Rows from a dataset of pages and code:

*-*-*

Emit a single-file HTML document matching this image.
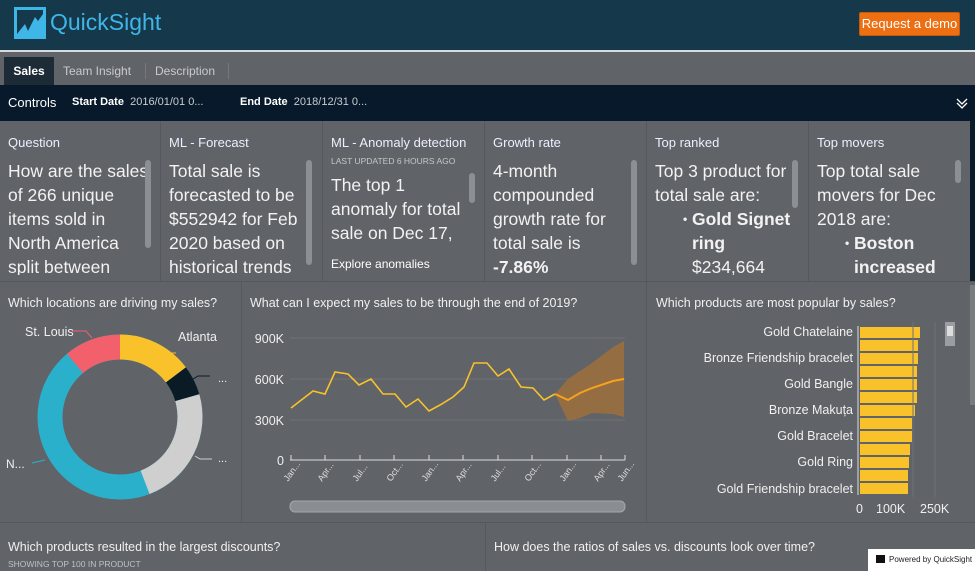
<!DOCTYPE html>
<html><head><meta charset="utf-8"><style>
*{margin:0;padding:0;box-sizing:border-box}
body{width:975px;height:571px;overflow:hidden;background:#606367;font-family:"Liberation Sans",sans-serif;color:#fff;position:relative}
.abs{position:absolute}
.hdr{left:0;top:0;width:975px;height:50px;background:#15394b}
.tabs{left:0;top:50px;width:975px;height:35px;background:#606367;border-top:2px solid #d8dcdf}
.ctrl{left:0;top:85px;width:975px;height:36px;background:#07192a}
.card{top:121px;height:160px;border-right:1px solid #55585c;background:#606367}
.card .t{position:absolute;left:8px;top:14px;font-size:13px;color:#eef}
.card .b{position:absolute;left:8px;top:38px;font-size:17.5px;line-height:24px;color:#f2f2f2;height:116px;overflow:hidden;width:138px;white-space:nowrap}
.sb{position:absolute;width:6px;border-radius:3px;background:#8c8f93}
.lbl{font-size:12.5px;color:#f0f0f0}
</style></head><body>
<div class="abs hdr"></div>
<svg class="abs" style="left:14px;top:7px" width="32" height="32" viewBox="0 0 32 32"><rect width="32" height="32" fill="#3fb6e8"/><path d="M3 3H29V7L24 14 21 10 14 24 11 17 3 27Z" fill="#15394b"/></svg>
<div class="abs" style="left:50px;top:9px;font-size:23px;color:#3fb6e8">QuickSight</div>
<div class="abs" style="left:859px;top:12px;width:101px;height:24px;background:#ec6f13;border:1px solid #c65a08;border-radius:2px;font-size:13px;line-height:22px;text-align:center;color:#fff">Request a demo</div>
<div class="abs tabs"></div>
<div class="abs" style="left:4px;top:57px;width:50px;height:28px;background:#1d2b37;font-size:12px;font-weight:bold;line-height:28px;text-align:center">Sales</div>
<div class="abs" style="left:63px;top:64px;font-size:12px;color:#c9cbce">Team Insight</div>
<div class="abs" style="left:145px;top:63px;width:1px;height:16px;background:#777"></div>
<div class="abs" style="left:155px;top:64px;font-size:12px;color:#c9cbce">Description</div>
<div class="abs" style="left:228px;top:63px;width:1px;height:16px;background:#777"></div>
<div class="abs ctrl"></div>
<div class="abs" style="left:8px;top:95px;font-size:13px">Controls</div>
<div class="abs" style="left:72px;top:96px;font-size:11px"><b>Start Date</b> <span style="color:#c8ccd0">&nbsp;2016/01/01 0...</span></div>
<div class="abs" style="left:240px;top:96px;font-size:11px"><b>End Date</b> <span style="color:#c8ccd0">&nbsp;2018/12/31 0...</span></div>
<svg class="abs" style="left:955px;top:96px" width="14" height="14" viewBox="0 0 14 14"><path d="M2 3L7 8 12 3M2 7L7 12 12 7" stroke="#fff" stroke-width="1.3" fill="none"/></svg>

<div class="abs card" style="left:0;width:161px"><div class="t">Question</div><div class="b">How are the sales<br>of 266 unique<br>items sold in<br>North America<br>split between</div><div class="sb" style="left:145px;top:39px;height:88px"></div></div>
<div class="abs card" style="left:161px;width:162px"><div class="t">ML - Forecast</div><div class="b">Total sale is<br>forecasted to be<br>$552942 for Feb<br>2020 based on<br>historical trends</div><div class="sb" style="left:145px;top:39px;height:105px"></div></div>
<div class="abs card" style="left:323px;width:162px"><div class="t">ML - Anomaly detection</div><div class="abs" style="left:8px;top:35px;font-size:8.5px;color:#c5c8cb">LAST UPDATED 6 HOURS AGO</div><div class="b" style="top:52px;height:78px">The top 1<br>anomaly for total<br>sale on Dec 17,<br>2018 ...</div><div class="abs" style="left:8px;top:136px;font-size:12px">Explore anomalies</div><div class="sb" style="left:146px;top:52px;height:30px"></div></div>
<div class="abs card" style="left:485px;width:162px"><div class="t">Growth rate</div><div class="b">4-month<br>compounded<br>growth rate for<br>total sale is<br><b>-7.86%</b></div><div class="sb" style="left:146px;top:39px;height:105px"></div></div>
<div class="abs card" style="left:647px;width:162px"><div class="t">Top ranked</div><div class="b" style="width:146px">Top 3 product for<br>total sale are:<div style="padding-left:37px;position:relative"><span style="position:absolute;left:28px;font-size:12px;font-weight:bold">•</span><b>Gold Signet<br>ring</b><br>$234,664</div></div><div class="sb" style="left:145px;top:39px;height:48px"></div></div>
<div class="abs card" style="left:809px;width:162px"><div class="t">Top movers</div><div class="b">Top total sale<br>movers for Dec<br>2018 are:<div style="padding-left:37px;position:relative"><span style="position:absolute;left:28px;font-size:12px;font-weight:bold">•</span><b>Boston<br>increased</b></div></div><div class="sb" style="left:146px;top:39px;height:23px"></div></div>
<div class="abs" style="left:970px;top:121px;width:5px;height:160px;background:#0a1b2a"></div>
<div class="abs" style="left:970px;top:285px;width:5px;height:120px;background:#7a7d80"></div>

<div class="abs" style="left:0;top:281px;width:975px;height:1px;background:#55585c"></div>
<div class="abs" style="left:241px;top:282px;width:1px;height:241px;background:#55585c"></div>
<div class="abs" style="left:646px;top:282px;width:1px;height:241px;background:#55585c"></div>
<div class="abs" style="left:0;top:522px;width:975px;height:1px;background:#55585c"></div>
<div class="abs" style="left:485px;top:523px;width:1px;height:48px;background:#55585c"></div>

<div class="abs lbl" style="left:8px;top:296px">Which locations are driving my sales?</div>
<div class="abs lbl" style="left:250px;top:296px">What can I expect my sales to be through the end of 2019?</div>
<div class="abs lbl" style="left:656px;top:296px">Which products are most popular by sales?</div>
<div class="abs lbl" style="left:8px;top:540px">Which products resulted in the largest discounts?</div>
<div class="abs" style="left:8px;top:559px;font-size:8.5px;color:#bfc2c5">SHOWING TOP 100 IN PRODUCT</div>
<div class="abs lbl" style="left:494px;top:540px">How does the ratios of sales vs. discounts look over time?</div>
<div class="abs" style="left:868px;top:549px;width:107px;height:22px;background:#fff;font-size:8px;color:#222;line-height:22px;padding-left:8px"><span style="display:inline-block;width:9px;height:8px;background:#111;vertical-align:-1px;margin-right:4px"></span>Powered by QuickSight</div>

<svg class="abs" style="left:0;top:282px" width="241" height="240">
<g transform="translate(120,135)" fill="none" stroke-width="25">
<circle r="70" stroke="#2bb0cc"/>
<path d="M0 -70 A70 70 0 0 1 55.9 -42.1" stroke="#f9c22b"/>
<path d="M55.9 -42.1 A70 70 0 0 1 67.3 -19.3" stroke="#0a1b26"/>
<path d="M67.3 -19.3 A70 70 0 0 1 25.1 65.3" stroke="#cfcfcf"/>
<path d="M-45 -53.6 A70 70 0 0 1 0 -70" stroke="#f2606c"/>
</g>
<g fill="none" stroke-width="1">
<path d="M72 49H86L92 56" stroke="#f2606c"/><path d="M164 72L170 71H176" stroke="#f9c22b"/>
<path d="M193 97L198 94H210" stroke="#0a1b26"/><path d="M195 174L200 177H212" stroke="#cfcfcf"/>
<path d="M45 178L32 181" stroke="#2bb0cc"/></g>
<text x="25" y="54" fill="#f0f0f0" font-size="12.5" font-family="Liberation Sans">St. Louis</text>
<text x="178" y="59" fill="#f0f0f0" font-size="12.5" font-family="Liberation Sans">Atlanta</text>
<text x="218" y="100" fill="#f0f0f0" font-size="11" font-family="Liberation Sans">...</text>
<text x="218" y="180" fill="#f0f0f0" font-size="11" font-family="Liberation Sans">...</text>
<text x="6" y="186" fill="#f0f0f0" font-size="12" font-family="Liberation Sans">N...</text>
</svg>

<svg class="abs" style="left:242px;top:282px" width="404" height="240" font-family="Liberation Sans">
<g stroke="#6f7276"><line x1="48" y1="56" x2="383" y2="56"/><line x1="48" y1="97" x2="383" y2="97"/><line x1="48" y1="138" x2="383" y2="138"/></g>
<g fill="#f0f0f0" font-size="12.5" text-anchor="end"><text x="42" y="61">900K</text><text x="42" y="102">600K</text><text x="42" y="143">300K</text><text x="42" y="183">0</text></g>
<line x1="48" y1="178" x2="383" y2="178" stroke="#ddd"/>
<g stroke="#ddd">
<line x1="49" y1="173" x2="49" y2="178"/><line x1="83" y1="173" x2="83" y2="178"/><line x1="118" y1="173" x2="118" y2="178"/><line x1="152" y1="173" x2="152" y2="178"/><line x1="187" y1="173" x2="187" y2="178"/><line x1="221" y1="173" x2="221" y2="178"/><line x1="256" y1="173" x2="256" y2="178"/><line x1="290" y1="173" x2="290" y2="178"/><line x1="325" y1="173" x2="325" y2="178"/><line x1="359" y1="173" x2="359" y2="178"/><line x1="383" y1="173" x2="383" y2="178"/></g>
<g fill="#ddd" font-size="9">
<text transform="translate(46,200) rotate(-55)">Jan...</text><text transform="translate(80,200) rotate(-55)">Apr...</text><text transform="translate(115,200) rotate(-55)">Jul...</text><text transform="translate(149,200) rotate(-55)">Oct...</text><text transform="translate(184,200) rotate(-55)">Jan...</text><text transform="translate(218,200) rotate(-55)">Apr...</text><text transform="translate(253,200) rotate(-55)">Jul...</text><text transform="translate(287,200) rotate(-55)">Oct...</text><text transform="translate(322,200) rotate(-55)">Jan...</text><text transform="translate(356,200) rotate(-55)">Apr...</text><text transform="translate(380,200) rotate(-55)">Jun...</text></g>
<path d="M313 112L326 97 350 81 371 65 382 59V135L371 132 350 131 338 136 326 139Z" fill="#9a6f3e" opacity="0.9"/>
<polyline fill="none" stroke="#f9c22b" stroke-width="1.6" points="49,126 71,109 83,112 93,90 106,92 117,103 129,97 141,112 153,112 164,125 176,117 187,129 198,123 211,115 222,105 232,81 245,81 256,94 267,87 279,105 291,106 302,118 313,112"/>
<polyline fill="none" stroke="#f7a21b" stroke-width="2" points="313,112 326,118 338,111 350,106 371,99 382,97"/>
<rect x="48" y="219" width="335" height="11" rx="5" fill="#8a8d91" stroke="#a5a8ab"/>
</svg>

<svg class="abs" style="left:647px;top:282px" width="323" height="240" font-family="Liberation Sans">
<g fill="#f9c22b">
<rect x="213" y="45" width="60" height="11"/><rect x="213" y="58" width="58" height="11"/><rect x="213" y="71" width="58" height="11"/><rect x="213" y="84" width="57" height="11"/><rect x="213" y="97" width="57" height="11"/><rect x="213" y="110" width="57" height="11"/><rect x="213" y="123" width="55" height="11"/><rect x="213" y="136" width="52" height="11"/><rect x="213" y="149" width="52" height="11"/><rect x="213" y="162" width="50" height="11"/><rect x="213" y="175" width="49" height="11"/><rect x="213" y="188" width="48" height="11"/><rect x="213" y="201" width="48" height="11"/></g>
<line x1="211" y1="44" x2="211" y2="213" stroke="#ddd"/>
<line x1="266" y1="40" x2="266" y2="215" stroke="#6f7276"/>
<line x1="288" y1="40" x2="288" y2="215" stroke="#6f7276"/>
<g fill="#f0f0f0" font-size="12.5" text-anchor="end">
<text x="206" y="54">Gold Chatelaine</text><text x="206" y="80">Bronze Friendship bracelet</text><text x="206" y="106">Gold Bangle</text><text x="206" y="132">Bronze Makuța</text><text x="206" y="158">Gold Bracelet</text><text x="206" y="184">Gold Ring</text><text x="206" y="211">Gold Friendship bracelet</text></g>
<g fill="#f0f0f0" font-size="12.5"><text x="209" y="231">0</text><text x="229" y="231">100K</text><text x="273" y="231">250K</text></g>
<rect x="298" y="40" width="10" height="24" fill="#9a9da1"/>
<rect x="300" y="44" width="6" height="10" fill="#ddd"/>
</svg>
</body></html>
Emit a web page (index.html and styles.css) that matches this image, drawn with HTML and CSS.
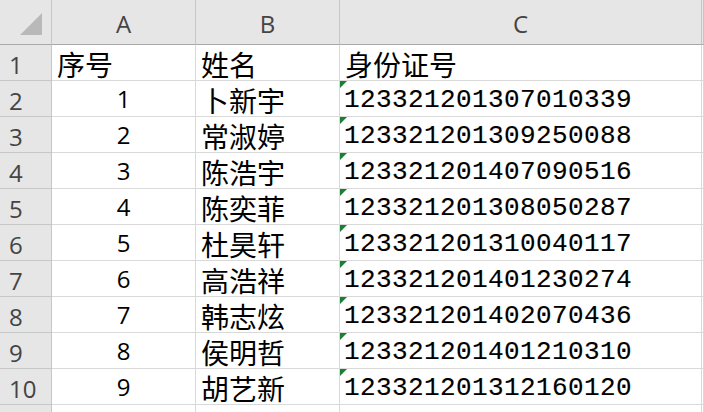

*-*-*

* AIM OF THE TASK:
Identify the lines that contain the string "Emit", and copy every one of them.

* SOLUTION:
Emit a single-file HTML document matching this image.
Emit a web page (index.html and styles.css) that matches this image, drawn with HTML and CSS.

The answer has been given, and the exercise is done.